Albertans received some bad fiscal news in the form of the third quarter financial results last week.

Albertans received some bad fiscal news in the form of the third quarter financial results last week.

Finance Minister Joe Ceci had to deliver the news that projected revenue for the 2015-16 fiscal year is now $660 million lower than originally estimated.

The revised outlook also estimates that Alberta's economy will contract by 1.1 per cent in real GDP this year, following a contraction in 2015, and energy investment is forecasted to decrease by 22 per cent.

But what grabbed headlines was Ceci's acknowledgement that the deficit could balloon by another $5 billion, bringing it up to $10.4 billion.

"I think the projected deficit now is huge," said St. Albert MLA Marie Renaud. She said she is worried about it, but said she is happy the NDP government is choosing to not cut essential services as a stopgap measure.

She said cutting more jobs in the face of the economy is likely not the answer.

Many of those who come to her office are looking for more supports or access to programs, she said, not cuts to services.

Spruce Grove-St. Albert MLA Trevor Horne said oil prices have put Alberta in "a bit of an interesting economic situation."

"The deficit itself I'm not as concerned about. Our debt to GDP ratio is still pretty strong," he said.

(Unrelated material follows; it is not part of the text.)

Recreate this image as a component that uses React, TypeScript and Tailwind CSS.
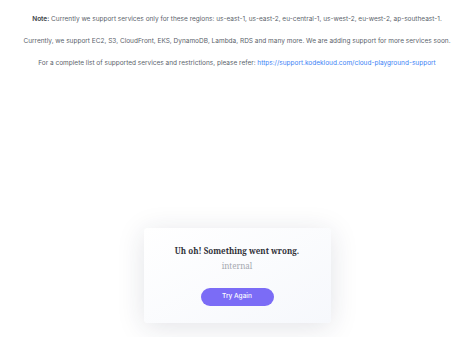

Horne's been hearing a lot from people who are concerned about job creation, he said. He also said people are nervous about the possibility of cutting government services, and said now is not the time to cut essential jobs like nurses or teachers.

Horne highlighted the government's plans to invest in infrastructure, as well as giving more capital to ATB and investing in more venture capital as positive actions.

Deficits are funny things

"Deficits are funny things," said Michael Roberts, an assistant professor at MacEwan University as well as the chair for the department of international business, marketing, strategy and law.

Roberts said debt for capital assets can be a reasonable kind of debt to take on, depending on the circumstances.

But the provincial budget introduced in October proposed borrowing to help cover operating costs.

"They're basically borrowing for groceries as opposed to borrowing for a house or a car," Roberts said. "I think in terms of these operational deficits, they're harmful because they just pile up."

There have been many examples of big deficits not ending well, he said.

"Do you want to be Ontario?" he asked. "They can't pay their bills, there's no chance, no thought they will balance the budget."

If there was 100 per cent certainty this was the only year the budget wouldn't be balanced, it'd be a different circumstance, he said. However, it's often hard to get out of debt once in as a government, because people have built up expectations of the services provided for their tax dollars, even if tax dollars haven't been covering the whole cost.

"Most spending by the government is structural," he said adding the taxes that governments raise fall behind the spending.

"That's what's wrong with it, it's that we're not paying our bills and it's not sustainable … structural deficits are simply by definition not sustainable," Roberts said.